Of course, that probably doesn’t mean much to Davidson. He seems to be too worried about the rich to think about how the working poor and middle class are struggling. From Davidson’s perspective, if the rich are doing well, so is the state. He argued against the banks having to pay back-taxes. He said it wasn’t fair. It is no coincidence that Davidson recently skipped a State Investment Board meeting to attend a political fundraiser with banking lobbyists. So, why does he travel around the state projecting nonsense about the evils of progressive taxes and the benefits of regressive taxes? It is probably because he is expected to do so by the people who fund his campaigns: the rich. They don’t want to pay their fair share and he does everything he can to make sure they don’t have to. Furthermore, he invests our money into their companies so as to further enrich them and fund his campaigns.

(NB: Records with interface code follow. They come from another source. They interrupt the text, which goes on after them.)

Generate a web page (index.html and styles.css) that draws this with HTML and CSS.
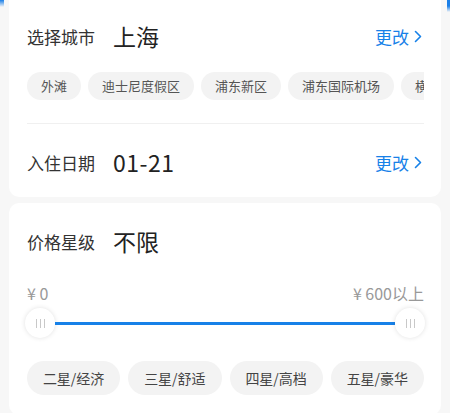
FILE: index.html
```html
<!DOCTYPE html>
<html lang="zh-CN">
<head>
<meta charset="utf-8">
<link rel="stylesheet" href="styles.css">
</head>
<body>
<div class="page">
  <section class="card card-top">
    <div class="row row-city">
      <span class="label">选择城市</span>
      <span class="value">上海</span>
      <a class="change">更改<svg class="chev" width="8" height="13" viewBox="0 0 8 13"><polyline points="1.5,1.5 6.5,6.5 1.5,11.5" fill="none" stroke="currentColor" stroke-width="1.6" stroke-linecap="round" stroke-linejoin="round"/></svg></a>
    </div>
    <div class="chips">
      <span class="chip">外滩</span>
      <span class="chip">迪士尼度假区</span>
      <span class="chip">浦东新区</span>
      <span class="chip">浦东国际机场</span>
      <span class="chip">横沙岛</span>
    </div>
    <div class="divider"></div>
    <div class="row row-date">
      <span class="label">入住日期</span>
      <span class="value date">01-21</span>
      <a class="change">更改<svg class="chev" width="8" height="13" viewBox="0 0 8 13"><polyline points="1.5,1.5 6.5,6.5 1.5,11.5" fill="none" stroke="currentColor" stroke-width="1.6" stroke-linecap="round" stroke-linejoin="round"/></svg></a>
    </div>
  </section>
  <section class="card card-price">
    <div class="row row-price">
      <span class="label">价格星级</span>
      <span class="value">不限</span>
    </div>
    <div class="range-labels">
      <span>¥ 0</span>
      <span>¥ 600以上</span>
    </div>
    <div class="slider">
      <span class="thumb"><i></i><i></i><i></i></span>
      <span class="track"></span>
      <span class="thumb"><i></i><i></i><i></i></span>
    </div>
    <div class="stars">
      <span class="star">二星/经济</span>
      <span class="star">三星/舒适</span>
      <span class="star">四星/高档</span>
      <span class="star">五星/豪华</span>
    </div>
  </section>
</div>
</body>
</html>
```

FILE: styles.css
```css
* { box-sizing: border-box; }
html, body { margin: 0; padding: 0; }
html { background: #f7f7f7; }
body {
  width: 450px;
  height: 413px;
  overflow: hidden;
  background:
    linear-gradient(to bottom, #1a7fe8 0px, #f7f7f7 7px) left top / 4px 10px no-repeat,
    linear-gradient(to bottom, #1a7fe8 0px, #1a7fe8 6px, #f7f7f7 12px) right top / 3px 14px no-repeat,
    #f7f7f7;
  font-family: "Noto Sans CJK SC", "Noto Sans", sans-serif;
  color: #333;
}
.page {
  padding: 0 9px;
  display: flex;
  flex-direction: column;
  gap: 6px;
}
.card {
  background: #fff;
  border-radius: 10px;
  padding: 0 17px 0 18px;
}
.card-top {
  border-radius: 0 0 10px 10px;
  padding-top: 8px;
}
.row {
  display: flex;
  align-items: center;
}
.row-city { height: 56px; }
.row-date { height: 73px; padding-top: 3px; }
.row-price { height: 40px; margin-top: 18px; }
.label {
  width: 86px;
  font-size: 17px;
  color: #333;
  line-height: 1;
}
.value {
  font-size: 23px;
  color: #222;
  line-height: 1;
}
.date { letter-spacing: 0.5px; }
.change {
  margin-left: auto;
  display: flex;
  align-items: center;
  gap: 5px;
  color: #1781e8;
  font-size: 17px;
  line-height: 1;
  margin-right: 2px;
}
.chev { display: block; }
.chips {
  margin-top: 8px;
  display: flex;
  gap: 7px;
  overflow: hidden;
  white-space: nowrap;
}
.chip {
  flex: none;
  height: 28px;
  line-height: 28px;
  padding: 0 14px;
  border-radius: 14px;
  background: #f3f3f3;
  font-size: 13px;
  color: #555;
}
.divider {
  margin-top: 23px;
  height: 1px;
  background: #f0f0f0;
}
.range-labels {
  margin-top: 22px;
  display: flex;
  justify-content: space-between;
  font-size: 16px;
  color: #999;
  line-height: 20px;
}
.slider {
  margin: 5px -1px 0 -2px;
  display: flex;
  align-items: center;
  height: 30px;
}
.thumb {
  flex: none;
  width: 30px;
  height: 30px;
  border-radius: 50%;
  background: #fff;
  box-shadow: 0 0 5px rgba(0, 0, 0, 0.12);
  display: flex;
  align-items: center;
  justify-content: center;
  gap: 3px;
}
.thumb i {
  display: block;
  width: 1px;
  height: 9px;
  background: #c8c8c8;
}
.track {
  flex: 1;
  height: 3px;
  background: #1781e8;
}
.stars {
  margin-top: 23px;
  display: grid;
  grid-template-columns: repeat(4, 1fr);
  gap: 8px;
  padding-bottom: 20px;
}
.star {
  height: 34px;
  line-height: 34px;
  border-radius: 17px;
  background: #f3f3f3;
  text-align: center;
  font-size: 14px;
  color: #444;
}
```
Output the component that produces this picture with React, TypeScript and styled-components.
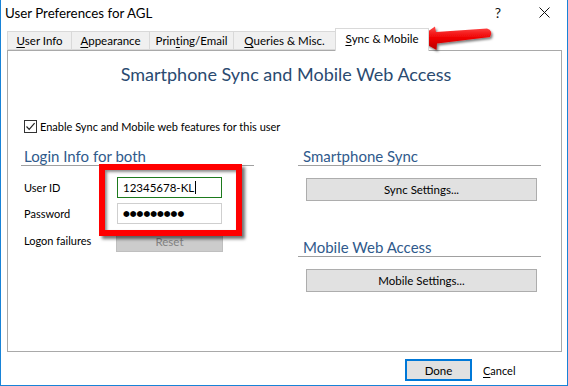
import React from "react";
import styled, { createGlobalStyle } from "styled-components";

const GlobalStyle = createGlobalStyle`
  html, body {
    margin: 0;
    padding: 0;
    background: #ffffff;
  }
  body {
    font-family: "Lato", "Noto Sans", sans-serif;
    font-size: 11px;
    color: #000;
  }
  * {
    box-sizing: border-box;
  }
`;

const Window = styled.div`
  position: relative;
  width: 568px;
  height: 386px;
  background: #fff;
  border: 1px solid #1883d7;
  border-top: none;
  display: flex;
  flex-direction: column;
  overflow: hidden;
`;

const TitleBar = styled.div`
  height: 25px;
  display: flex;
  align-items: center;
  padding-left: 4px;
`;

const Title = styled.div`
  flex: 1;
  font-size: 13.3px;
`;

const CaptionButton = styled.div`
  width: 46px;
  height: 25px;
  display: flex;
  align-items: center;
  justify-content: center;
  font-size: 14px;
  color: #111;
`;

const TabStrip = styled.div`
  height: 25px;
  display: flex;
  align-items: flex-end;
  padding-left: 6px;
`;

const Tab = styled.div<{ $width: number; $active?: boolean }>`
  width: ${(p) => p.$width}px;
  height: ${(p) => (p.$active ? 23 : 19)}px;
  margin-right: -1px;
  margin-bottom: ${(p) => (p.$active ? -1 : 0)}px;
  border: 1px solid #d9d9d9;
  border-bottom: ${(p) => (p.$active ? "none" : "1px solid #d9d9d9")};
  background: ${(p) => (p.$active ? "#fff" : "#f0f0f0")};
  position: relative;
  z-index: ${(p) => (p.$active ? 2 : 1)};
  display: flex;
  align-items: center;
  justify-content: center;
  padding-bottom: ${(p) => (p.$active ? 3 : 0)}px;
  font-size: 11.5px;
`;

const Key = styled.span`
  text-decoration: underline;
  text-underline-offset: 2px;
`;

const Panel = styled.div`
  margin-left: 6px;
  width: 555px;
  height: 302px;
  border: 1px solid #a9a9a9;
  padding-top: 12px;
`;

const Heading = styled.div`
  text-align: center;
  font-size: 18px;
  line-height: 22px;
  color: #2a4a70;
  padding-left: 3px;
`;

const CheckRow = styled.label`
  display: flex;
  align-items: center;
  gap: 3px;
  height: 13px;
  margin-top: 35px;
  padding-left: 16px;
`;

const CheckBox = styled.span`
  width: 13px;
  height: 13px;
  border: 1px solid #333;
  background: #fff;
  display: flex;
  align-items: center;
  justify-content: center;
`;

const Columns = styled.div`
  display: grid;
  grid-template-columns: 233px 243px;
  column-gap: 44px;
  padding-left: 13px;
  margin-top: 15px;
`;

const Column = styled.div`
  display: flex;
  flex-direction: column;
`;

const SectionTitle = styled.div<{ $indent: number; $gap?: number }>`
  font-size: 15px;
  line-height: 17px;
  color: #2f5a8c;
  padding-left: ${(p) => p.$indent}px;
  border-bottom: 1px solid #a0a0a0;
  margin-top: ${(p) => p.$gap ?? 0}px;
`;

const FormGrid = styled.div`
  display: grid;
  grid-template-columns: 96px 105px;
  grid-template-rows: 21px 21px 23px;
  row-gap: 5px;
  margin-top: 11px;
`;

const FieldLabel = styled.div`
  align-self: center;
  padding-left: 3px;
`;

const TextBox = styled.div<{ $focused?: boolean }>`
  border: 1px solid ${(p) => (p.$focused ? "#1d7a1d" : "#cfcfcf")};
  background: #fff;
  display: flex;
  align-items: center;
  padding-left: 5px;
  font-size: 11.5px;
`;

const Caret = styled.span`
  width: 1px;
  height: 13px;
  background: #000;
  margin-left: 1px;
`;

const Dots = styled.span`
  font-family: "DejaVu Sans", sans-serif;
  font-size: 7.8px;
  letter-spacing: 0;
`;

const Button = styled.div<{ $disabled?: boolean; $default?: boolean }>`
  display: flex;
  align-items: center;
  justify-content: center;
  background: ${(p) => (p.$disabled ? "#cccccc" : "#e1e1e1")};
  border: ${(p) =>
    p.$default ? "2px solid #0078d7" : p.$disabled ? "1px solid #bfbfbf" : "1px solid #adadad"};
  color: ${(p) => (p.$disabled ? "#838383" : "#000")};
  font-size: 11.5px;
`;

const ResetButton = styled(Button)`
  margin-top: 1px;
  margin-left: -1px;
  width: 107px;
`;

const WideButton = styled(Button)`
  margin-top: 12px;
  margin-left: 8px;
  width: 231px;
  height: 23px;
`;

const Footer = styled.div`
  display: flex;
  align-items: flex-start;
  padding-top: 7px;
  padding-left: 404px;
`;

const DoneButton = styled(Button)`
  width: 67px;
  height: 22px;
`;

const LinkButton = styled.div`
  margin-left: 11px;
  height: 22px;
  display: flex;
  align-items: center;
  font-size: 11px;
`;

const Highlight = styled.div`
  position: absolute;
  left: 98px;
  top: 164px;
  width: 143px;
  height: 72px;
  border: 6px solid #ff0000;
  box-shadow: 3px 3px 3px rgba(0, 0, 0, 0.55), inset 2px 2px 3px rgba(0, 0, 0, 0.45);
  pointer-events: none;
`;

const ArrowSvg = styled.svg`
  position: absolute;
  left: 410px;
  top: 22px;
  width: 90px;
  height: 34px;
  pointer-events: none;
`;

const tabs = [
  { key: "U", rest: "ser Info", width: 65 },
  { key: "A", rest: "ppearance", width: 79 },
  { pre: "Prin", key: "t", rest: "ing/Email", width: 85 },
  { key: "Q", rest: "ueries & Misc.", width: 103 },
];

export default function App() {
  return (
    <>
      <GlobalStyle />
      <Window>
        <TitleBar>
          <Title>User Preferences for AGL</Title>
          <CaptionButton>?</CaptionButton>
          <CaptionButton>
            <svg width="11" height="11" viewBox="0 0 11 11">
              <path d="M0.5 0.5 L10.5 10.5 M10.5 0.5 L0.5 10.5" stroke="#111" strokeWidth="1" />
            </svg>
          </CaptionButton>
        </TitleBar>

        <TabStrip>
          {tabs.map((t) => (
            <Tab key={t.key} $width={t.width}>
              {t.pre}
              <Key>{t.key}</Key>
              {t.rest}
            </Tab>
          ))}
          <Tab $width={94} $active>
            <Key>S</Key>ync &amp; Mobile
          </Tab>
        </TabStrip>

        <Panel>
          <Heading>Smartphone Sync and Mobile Web Access</Heading>

          <CheckRow>
            <CheckBox>
              <svg width="11" height="11" viewBox="0 0 11 11">
                <path d="M1.5 5.5 L4.2 8.3 L9.6 2.2" fill="none" stroke="#222" strokeWidth="1.2" />
              </svg>
            </CheckBox>
            Enable Sync and Mobile web features for this user
          </CheckRow>

          <Columns>
            <Column>
              <SectionTitle $indent={3}>Login Info for both</SectionTitle>
              <FormGrid>
                <FieldLabel>User ID</FieldLabel>
                <TextBox $focused>
                  12345678-KL
                  <Caret />
                </TextBox>
                <FieldLabel>Password</FieldLabel>
                <TextBox>
                  <Dots>●●●●●●●●●</Dots>
                </TextBox>
                <FieldLabel>Logon failures</FieldLabel>
                <ResetButton $disabled>Reset</ResetButton>
              </FormGrid>
            </Column>

            <Column>
              <SectionTitle $indent={5}>Smartphone Sync</SectionTitle>
              <WideButton>Sync Settings...</WideButton>
              <SectionTitle $indent={5} $gap={38}>
                Mobile Web Access
              </SectionTitle>
              <WideButton>Mobile Settings...</WideButton>
            </Column>
          </Columns>
        </Panel>

        <Footer>
          <DoneButton $default>Done</DoneButton>
          <LinkButton>
            <Key>C</Key>ancel
          </LinkButton>
        </Footer>

        <Highlight />

        <ArrowSvg viewBox="410 22 90 34">
          <defs>
            <linearGradient id="arrowFill" x1="0" y1="0" x2="0" y2="1">
              <stop offset="0" stopColor="#ff4a4a" />
              <stop offset="0.5" stopColor="#ee0000" />
              <stop offset="1" stopColor="#b80000" />
            </linearGradient>
            <filter id="arrowShadow" x="-20%" y="-30%" width="140%" height="170%">
              <feDropShadow dx="1.5" dy="2" stdDeviation="1.2" floodColor="#000" floodOpacity="0.5" />
            </filter>
          </defs>
          <path
            d="M416 39 L434 26.5 L435 32 L486 28.5 Q492.5 30.5 489 37 L436 43.5 L435.5 50 Z"
            fill="url(#arrowFill)"
            filter="url(#arrowShadow)"
          />
        </ArrowSvg>
      </Window>
    </>
  );
}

At the same time Davidson complains about the legislature trying to find progressive ways to raise money needed to properly fund our state programs, he complains about the state debt. Of course we have to shift funds around to make ends meet. That is what poverty does. It forces debt. Just ask any low-income person. We are not a poor state, we just act like it. We have wealth in this state that goes untapped because people like Davidson, and other compromised politicians, constantly carry water for the rich. The working people and middle class of this state need to rise up and demand a fairer tax system – whatever legislation it takes to get it. Having listened to Davidson’s speeches and having read numerous related articles, I am disgusted. Duane Davidson is not the people’s State Treasurer. He is the treasurer of the top 1-3%. We don’t really have a State Treasurer. We need to get people like Davidson out of office and support candidates that are truly for the common good – not just for the wealthy and themselves.